**Directive:** Repeat the listing that follows, character for character, minus the pictures.

**Information shown:**
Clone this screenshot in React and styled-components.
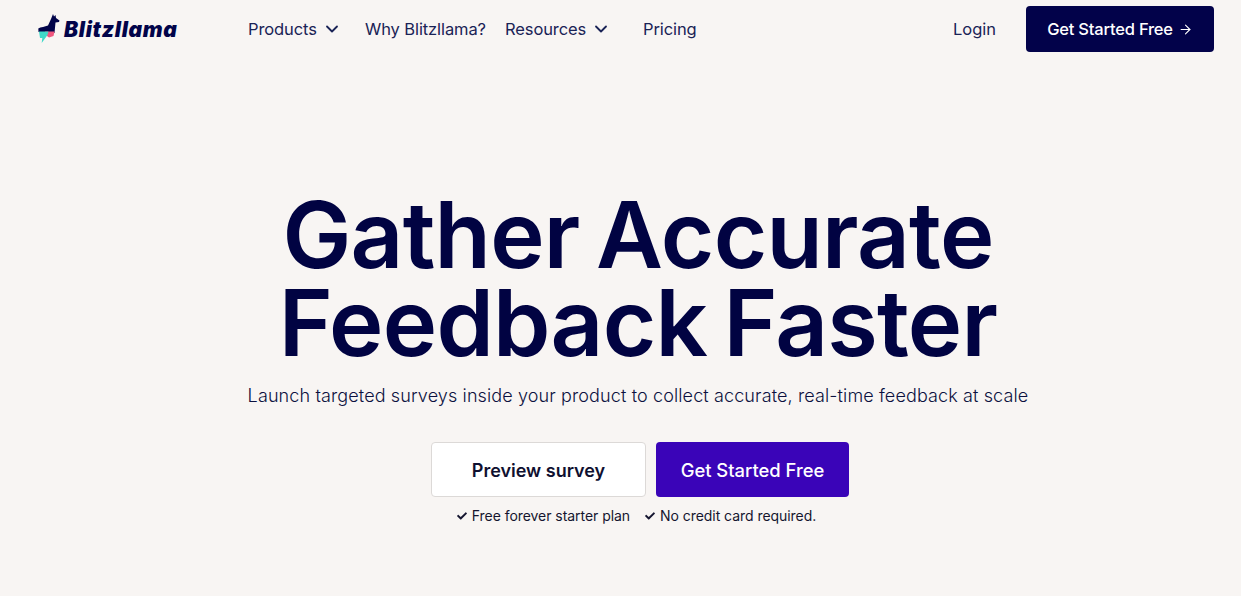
import React from 'react'
import styled, { createGlobalStyle } from 'styled-components'
import { ChevronDown, ArrowRight } from 'lucide-react'
import { FaCheck } from 'react-icons/fa'

const GlobalStyle = createGlobalStyle`
  html, body {
    margin: 0;
    padding: 0;
    background: #f8f5f3;
  }
  * {
    box-sizing: border-box;
  }
`;

const LlamaMark = () => (
  <svg width="23" height="30" viewBox="0 0 23 30">
    <path d="M0.3 14.5 Q2 13 5 13 L10 11.5 L13 5 L15 0 L16 2.5 L17.5 1 L18 4 L21.5 6.5 L21 8 L17.5 8.5 L16.5 19 L8 18 L0.5 18 Z" fill="#02044a" />
    <path d="M7 17.5 L16.5 17.5 L15.5 22 L11 23.5 L9 22 Z" fill="#f0567e" />
    <path d="M1 17.5 L10.5 17.5 L9.5 21 L3.7 29 L4.3 24 L2 24 Z" fill="#3fd9c8" />
  </svg>
)

const App = () => {
  return (
    <>
      <GlobalStyle />
      <Page>
        <Header>
          <Logo>
            <LlamaMark />
            <LogoText>Blitzllama</LogoText>
          </Logo>
          <Nav>
            <NavItem $width={117}>Products <ChevronDown size={20} strokeWidth={2.2} /></NavItem>
            <NavItem $width={140}>Why Blitzllama?</NavItem>
            <NavItem $width={138}>Resources <ChevronDown size={20} strokeWidth={2.2} /></NavItem>
            <NavItem>Pricing</NavItem>
          </Nav>
          <Actions>
            <Login>Login</Login>
            <HeaderButton>Get Started Free <ArrowRight size={15} strokeWidth={1.75} /></HeaderButton>
          </Actions>
        </Header>
        <Hero>
          <Title>Gather Accurate<br />Feedback Faster</Title>
          <Subtitle>Launch targeted surveys inside your product to collect accurate, real-time feedback at scale</Subtitle>
          <Buttons>
            <PreviewButton>Preview survey</PreviewButton>
            <StartButton>Get Started Free</StartButton>
          </Buttons>
          <Notes>
            <Note><FaCheck size={10} />Free forever starter plan</Note>
            <Note><FaCheck size={10} />No credit card required.</Note>
          </Notes>
        </Hero>
      </Page>
    </>
  )
}

export default App;

const Page = styled.div`
  width: 100%;
  height: 596px;
  overflow: hidden;
  background: #f8f5f3;
  font-family: 'Inter', 'Liberation Sans', sans-serif;
  color: #010342;
`;

const Header = styled.header`
  display: flex;
  align-items: center;
  height: 58px;
  padding: 0 27px 0 38px;
`;

const Logo = styled.div`
  display: flex;
  align-items: center;
  gap: 3px;
  width: 210px;
`;

const LogoText = styled.span`
  font-family: 'Inter', sans-serif;
  font-size: 21px;
  font-weight: 900;
  font-style: italic;
  letter-spacing: 0.7px;
  color: #02044a;
`;

const Nav = styled.nav`
  display: flex;
  align-items: center;
`;

const NavItem = styled.a`
  display: flex;
  align-items: center;
  gap: 5px;
  width: ${({ $width }) => ($width ? `${$width}px` : 'auto')};
  font-size: 16.5px;
  color: #1a2356;
  letter-spacing: -0.1px;
`;

const Actions = styled.div`
  display: flex;
  align-items: center;
  gap: 30px;
  margin-left: auto;
`;

const Login = styled.a`
  font-size: 16.5px;
  font-weight: 400;
  color: #1a2356;
`;

const HeaderButton = styled.button`
  display: flex;
  align-items: center;
  justify-content: center;
  gap: 5px;
  width: 188px;
  height: 46px;
  border: 0;
  border-radius: 4px;
  background: #02024a;
  color: #fff;
  font-family: inherit;
  font-size: 16.5px;
  font-weight: 500;
  letter-spacing: -0.2px;
`;

const Hero = styled.main`
  display: flex;
  flex-direction: column;
  align-items: center;
  padding: 133px 0 0 35px;
`;

const Title = styled.h1`
  margin: 0;
  font-size: 92px;
  line-height: 88px;
  font-weight: 600;
  letter-spacing: -0.75px;
  word-spacing: -6px;
  text-align: center;
  color: #010342;
`;

const Subtitle = styled.p`
  margin: 16px 0 0;
  font-size: 18px;
  line-height: 26px;
  font-weight: 300;
  letter-spacing: 0.12px;
  color: #0c1140;
`;

const Buttons = styled.div`
  display: flex;
  gap: 10px;
  margin: 33px 0 0 4px;
`;

const BaseButton = styled.button`
  height: 55px;
  padding: 2px 0 0;
  border-radius: 4px;
  font-family: inherit;
  font-size: 18px;
  font-weight: 500;
`;

const PreviewButton = styled(BaseButton)`
  width: 215px;
  border: 1px solid #dcd9d7;
  background: #fff;
  color: #0f1030;
  font-weight: 600;
`;

const StartButton = styled(BaseButton)`
  width: 193px;
  padding: 0;
  border: 0;
  background: #3a04b8;
  color: #fff;
  font-size: 18.4px;
`;

const Notes = styled.div`
  display: flex;
  gap: 15px;
  margin: 10px 3px 0 0;
`;

const Note = styled.span`
  display: flex;
  align-items: center;
  gap: 5px;
  font-size: 14px;
  line-height: 18px;
  font-weight: 400;
  letter-spacing: -0.05px;
  color: #15152f;
`;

**Exercise answer:**
Clone this screenshot in React and styled-components.
import React from 'react'
import styled, { createGlobalStyle } from 'styled-components'
import { ChevronDown, ArrowRight } from 'lucide-react'
import { FaCheck } from 'react-icons/fa'

const GlobalStyle = createGlobalStyle`
  html, body {
    margin: 0;
    padding: 0;
    background: #f8f5f3;
  }
  * {
    box-sizing: border-box;
  }
`;

const LlamaMark = () => (
  <svg width="23" height="30" viewBox="0 0 23 30">
    <path d="M0.3 14.5 Q2 13 5 13 L10 11.5 L13 5 L15 0 L16 2.5 L17.5 1 L18 4 L21.5 6.5 L21 8 L17.5 8.5 L16.5 19 L8 18 L0.5 18 Z" fill="#02044a" />
    <path d="M7 17.5 L16.5 17.5 L15.5 22 L11 23.5 L9 22 Z" fill="#f0567e" />
    <path d="M1 17.5 L10.5 17.5 L9.5 21 L3.7 29 L4.3 24 L2 24 Z" fill="#3fd9c8" />
  </svg>
)

const App = () => {
  return (
    <>
      <GlobalStyle />
      <Page>
        <Header>
          <Logo>
            <LlamaMark />
            <LogoText>Blitzllama</LogoText>
          </Logo>
          <Nav>
            <NavItem $width={117}>Products <ChevronDown size={20} strokeWidth={2.2} /></NavItem>
            <NavItem $width={140}>Why Blitzllama?</NavItem>
            <NavItem $width={138}>Resources <ChevronDown size={20} strokeWidth={2.2} /></NavItem>
            <NavItem>Pricing</NavItem>
          </Nav>
          <Actions>
            <Login>Login</Login>
            <HeaderButton>Get Started Free <ArrowRight size={15} strokeWidth={1.75} /></HeaderButton>
          </Actions>
        </Header>
        <Hero>
          <Title>Gather Accurate<br />Feedback Faster</Title>
          <Subtitle>Launch targeted surveys inside your product to collect accurate, real-time feedback at scale</Subtitle>
          <Buttons>
            <PreviewButton>Preview survey</PreviewButton>
            <StartButton>Get Started Free</StartButton>
          </Buttons>
          <Notes>
            <Note><FaCheck size={10} />Free forever starter plan</Note>
            <Note><FaCheck size={10} />No credit card required.</Note>
          </Notes>
        </Hero>
      </Page>
    </>
  )
}

export default App;

const Page = styled.div`
  width: 100%;
  height: 596px;
  overflow: hidden;
  background: #f8f5f3;
  font-family: 'Inter', 'Liberation Sans', sans-serif;
  color: #010342;
`;

const Header = styled.header`
  display: flex;
  align-items: center;
  height: 58px;
  padding: 0 27px 0 38px;
`;

const Logo = styled.div`
  display: flex;
  align-items: center;
  gap: 3px;
  width: 210px;
`;

const LogoText = styled.span`
  font-family: 'Inter', sans-serif;
  font-size: 21px;
  font-weight: 900;
  font-style: italic;
  letter-spacing: 0.7px;
  color: #02044a;
`;

const Nav = styled.nav`
  display: flex;
  align-items: center;
`;

const NavItem = styled.a`
  display: flex;
  align-items: center;
  gap: 5px;
  width: ${({ $width }) => ($width ? `${$width}px` : 'auto')};
  font-size: 16.5px;
  color: #1a2356;
  letter-spacing: -0.1px;
`;

const Actions = styled.div`
  display: flex;
  align-items: center;
  gap: 30px;
  margin-left: auto;
`;

const Login = styled.a`
  font-size: 16.5px;
  font-weight: 400;
  color: #1a2356;
`;

const HeaderButton = styled.button`
  display: flex;
  align-items: center;
  justify-content: center;
  gap: 5px;
  width: 188px;
  height: 46px;
  border: 0;
  border-radius: 4px;
  background: #02024a;
  color: #fff;
  font-family: inherit;
  font-size: 16.5px;
  font-weight: 500;
  letter-spacing: -0.2px;
`;

const Hero = styled.main`
  display: flex;
  flex-direction: column;
  align-items: center;
  padding: 133px 0 0 35px;
`;

const Title = styled.h1`
  margin: 0;
  font-size: 92px;
  line-height: 88px;
  font-weight: 600;
  letter-spacing: -0.75px;
  word-spacing: -6px;
  text-align: center;
  color: #010342;
`;

const Subtitle = styled.p`
  margin: 16px 0 0;
  font-size: 18px;
  line-height: 26px;
  font-weight: 300;
  letter-spacing: 0.12px;
  color: #0c1140;
`;

const Buttons = styled.div`
  display: flex;
  gap: 10px;
  margin: 33px 0 0 4px;
`;

const BaseButton = styled.button`
  height: 55px;
  padding: 2px 0 0;
  border-radius: 4px;
  font-family: inherit;
  font-size: 18px;
  font-weight: 500;
`;

const PreviewButton = styled(BaseButton)`
  width: 215px;
  border: 1px solid #dcd9d7;
  background: #fff;
  color: #0f1030;
  font-weight: 600;
`;

const StartButton = styled(BaseButton)`
  width: 193px;
  padding: 0;
  border: 0;
  background: #3a04b8;
  color: #fff;
  font-size: 18.4px;
`;

const Notes = styled.div`
  display: flex;
  gap: 15px;
  margin: 10px 3px 0 0;
`;

const Note = styled.span`
  display: flex;
  align-items: center;
  gap: 5px;
  font-size: 14px;
  line-height: 18px;
  font-weight: 400;
  letter-spacing: -0.05px;
  color: #15152f;
`;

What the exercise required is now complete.